## [Task details]
Return the whole listing, line for line, without the pictures in it.

## [Collected data]
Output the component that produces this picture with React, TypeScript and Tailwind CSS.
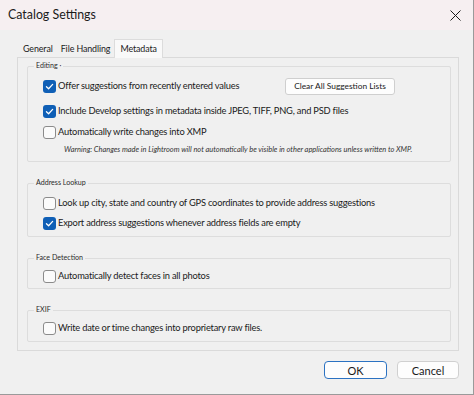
import React from 'react';

type CheckRowProps = {
  checked?: boolean;
  label: string;
  className?: string;
  children?: React.ReactNode;
};

const CheckRow: React.FC<CheckRowProps> = ({ checked, label, className, children }) => (
  <div className={`flex items-center h-[20px] ${className ?? ''}`}>
    {checked ? (
      <span className="w-[13px] h-[13px] rounded-[3px] bg-[#0f5fb6] flex items-center justify-center shrink-0">
        <svg width="9" height="9" viewBox="0 0 10 10" fill="none">
          <path d="M1.6 5.2 L4 7.5 L8.5 2.6" stroke="#ffffff" strokeWidth="1.4" strokeLinecap="round" strokeLinejoin="round" />
        </svg>
      </span>
    ) : (
      <span className="w-[13px] h-[13px] rounded-[3px] bg-[#fbfbfb] border border-[#8b8b8b] shrink-0" />
    )}
    <span className="ml-[2px] text-[9.3px] tracking-[-0.2px] text-[#1a1a1a] whitespace-nowrap">{label}</span>
    {children}
  </div>
);

const GroupBox: React.FC<{ title: string; className?: string; children: React.ReactNode }> = ({
  title,
  className,
  children,
}) => (
  <div className={`relative border border-[#dddddd] rounded-[2px] pl-[15px] ${className ?? ''}`}>
    <span className="absolute -top-[6px] left-[6px] px-[2px] bg-[#f0f0f0] text-[7.1px] leading-[10px] text-[#2a2a2a]">
      {title}
    </span>
    {children}
  </div>
);

export default function App() {
  return (
    <div
      className="w-[474px] h-[395px] bg-[#f0f0f0] flex flex-col border-r border-b border-[#9a9a9a]"
      style={{ fontFamily: 'Lato, "Noto Sans", sans-serif' }}
    >
      {/* Title bar */}
      <div className="h-[30px] bg-[#f6eff1] flex items-center justify-between pl-[8px] pr-[12px] shrink-0">
        <span className="text-[12.4px] text-[#1b1b1b]">Catalog Settings</span>
        <svg width="11" height="11" viewBox="0 0 11 11">
          <path d="M0.5 0.5 L10.5 10.5 M10.5 0.5 L0.5 10.5" stroke="#1b1b1b" strokeWidth="1" />
        </svg>
      </div>

      {/* Tabs */}
      <div className="flex items-end ml-[17px] mt-[8px] h-[19px] text-[8.9px] tracking-[-0.1px] text-[#1a1a1a]">
        <div className="pl-[6px] pr-[4px] h-[17px] flex items-center">General</div>
        <div className="px-[4px] h-[17px] flex items-center">File Handling</div>
        <div className="px-[5px] h-[19px] flex items-center bg-[#f9f9f9] border border-b-0 border-[#dcdcdc] -mb-px relative z-10">
          Metadata
        </div>
      </div>

      {/* Tab panel */}
      <div className="ml-[17px] w-[442px] border border-[#dadada] bg-[#f0f0f0] pt-[8px] pl-[9px] pr-[7px] pb-[8px]">
        <GroupBox title="Editing ·" className="pt-[9px] pb-[5px]">
          <CheckRow checked label="Offer suggestions from recently entered values">
            <button className="ml-auto mr-[55px] w-[110px] h-[17px] bg-[#fdfdfd] border border-[#cfcfcf] rounded-[3px] text-[8.4px] text-[#1a1a1a] leading-none">
              Clear All Suggestion Lists
            </button>
          </CheckRow>
          <CheckRow
            checked
            className="mt-[5px]"
            label="Include Develop settings in metadata inside JPEG, TIFF, PNG, and PSD files"
          />
          <CheckRow className="mt-[1px]" label="Automatically write changes into XMP" />
          <div className="mt-[2px] ml-[21px] h-[12px] leading-[12px] text-[7.45px] italic text-[#333333] whitespace-nowrap">
            Warning: Changes made in Lightroom will not automatically be visible in other applications unless written to XMP.
          </div>
        </GroupBox>

        <GroupBox title="Address Lookup" className="mt-[21px] pt-[9px] pb-[3px]">
          <CheckRow label="Look up city, state and country of GPS coordinates to provide address suggestions" />
          <CheckRow checked label="Export address suggestions whenever address fields are empty" />
        </GroupBox>

        <GroupBox title="Face Detection" className="mt-[21px] pt-[7px] pb-[2px]">
          <CheckRow label="Automatically detect faces in all photos" />
        </GroupBox>

        <GroupBox title="EXIF" className="mt-[21px] pt-[7px] pb-[3px]">
          <CheckRow label="Write date or time changes into proprietary raw files." />
        </GroupBox>
      </div>

      {/* Footer */}
      <div className="flex justify-end gap-[10px] mt-[10px] pr-[14px]">
        <button className="w-[63px] h-[18px] bg-[#fdfdfd] border-[1.5px] border-[#2b72c2] rounded-[4px] text-[11px] text-[#1a1a1a] leading-none">
          OK
        </button>
        <button className="w-[62px] h-[18px] bg-[#fdfdfd] border border-[#d0d0d0] rounded-[4px] text-[11px] text-[#1a1a1a] leading-none">
          Cancel
        </button>
      </div>
    </div>
  );
}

## [Output of the task]
Output the component that produces this picture with React, TypeScript and Tailwind CSS.
import React from 'react';

type CheckRowProps = {
  checked?: boolean;
  label: string;
  className?: string;
  children?: React.ReactNode;
};

const CheckRow: React.FC<CheckRowProps> = ({ checked, label, className, children }) => (
  <div className={`flex items-center h-[20px] ${className ?? ''}`}>
    {checked ? (
      <span className="w-[13px] h-[13px] rounded-[3px] bg-[#0f5fb6] flex items-center justify-center shrink-0">
        <svg width="9" height="9" viewBox="0 0 10 10" fill="none">
          <path d="M1.6 5.2 L4 7.5 L8.5 2.6" stroke="#ffffff" strokeWidth="1.4" strokeLinecap="round" strokeLinejoin="round" />
        </svg>
      </span>
    ) : (
      <span className="w-[13px] h-[13px] rounded-[3px] bg-[#fbfbfb] border border-[#8b8b8b] shrink-0" />
    )}
    <span className="ml-[2px] text-[9.3px] tracking-[-0.2px] text-[#1a1a1a] whitespace-nowrap">{label}</span>
    {children}
  </div>
);

const GroupBox: React.FC<{ title: string; className?: string; children: React.ReactNode }> = ({
  title,
  className,
  children,
}) => (
  <div className={`relative border border-[#dddddd] rounded-[2px] pl-[15px] ${className ?? ''}`}>
    <span className="absolute -top-[6px] left-[6px] px-[2px] bg-[#f0f0f0] text-[7.1px] leading-[10px] text-[#2a2a2a]">
      {title}
    </span>
    {children}
  </div>
);

export default function App() {
  return (
    <div
      className="w-[474px] h-[395px] bg-[#f0f0f0] flex flex-col border-r border-b border-[#9a9a9a]"
      style={{ fontFamily: 'Lato, "Noto Sans", sans-serif' }}
    >
      {/* Title bar */}
      <div className="h-[30px] bg-[#f6eff1] flex items-center justify-between pl-[8px] pr-[12px] shrink-0">
        <span className="text-[12.4px] text-[#1b1b1b]">Catalog Settings</span>
        <svg width="11" height="11" viewBox="0 0 11 11">
          <path d="M0.5 0.5 L10.5 10.5 M10.5 0.5 L0.5 10.5" stroke="#1b1b1b" strokeWidth="1" />
        </svg>
      </div>

      {/* Tabs */}
      <div className="flex items-end ml-[17px] mt-[8px] h-[19px] text-[8.9px] tracking-[-0.1px] text-[#1a1a1a]">
        <div className="pl-[6px] pr-[4px] h-[17px] flex items-center">General</div>
        <div className="px-[4px] h-[17px] flex items-center">File Handling</div>
        <div className="px-[5px] h-[19px] flex items-center bg-[#f9f9f9] border border-b-0 border-[#dcdcdc] -mb-px relative z-10">
          Metadata
        </div>
      </div>

      {/* Tab panel */}
      <div className="ml-[17px] w-[442px] border border-[#dadada] bg-[#f0f0f0] pt-[8px] pl-[9px] pr-[7px] pb-[8px]">
        <GroupBox title="Editing ·" className="pt-[9px] pb-[5px]">
          <CheckRow checked label="Offer suggestions from recently entered values">
            <button className="ml-auto mr-[55px] w-[110px] h-[17px] bg-[#fdfdfd] border border-[#cfcfcf] rounded-[3px] text-[8.4px] text-[#1a1a1a] leading-none">
              Clear All Suggestion Lists
            </button>
          </CheckRow>
          <CheckRow
            checked
            className="mt-[5px]"
            label="Include Develop settings in metadata inside JPEG, TIFF, PNG, and PSD files"
          />
          <CheckRow className="mt-[1px]" label="Automatically write changes into XMP" />
          <div className="mt-[2px] ml-[21px] h-[12px] leading-[12px] text-[7.45px] italic text-[#333333] whitespace-nowrap">
            Warning: Changes made in Lightroom will not automatically be visible in other applications unless written to XMP.
          </div>
        </GroupBox>

        <GroupBox title="Address Lookup" className="mt-[21px] pt-[9px] pb-[3px]">
          <CheckRow label="Look up city, state and country of GPS coordinates to provide address suggestions" />
          <CheckRow checked label="Export address suggestions whenever address fields are empty" />
        </GroupBox>

        <GroupBox title="Face Detection" className="mt-[21px] pt-[7px] pb-[2px]">
          <CheckRow label="Automatically detect faces in all photos" />
        </GroupBox>

        <GroupBox title="EXIF" className="mt-[21px] pt-[7px] pb-[3px]">
          <CheckRow label="Write date or time changes into proprietary raw files." />
        </GroupBox>
      </div>

      {/* Footer */}
      <div className="flex justify-end gap-[10px] mt-[10px] pr-[14px]">
        <button className="w-[63px] h-[18px] bg-[#fdfdfd] border-[1.5px] border-[#2b72c2] rounded-[4px] text-[11px] text-[#1a1a1a] leading-none">
          OK
        </button>
        <button className="w-[62px] h-[18px] bg-[#fdfdfd] border border-[#d0d0d0] rounded-[4px] text-[11px] text-[#1a1a1a] leading-none">
          Cancel
        </button>
      </div>
    </div>
  );
}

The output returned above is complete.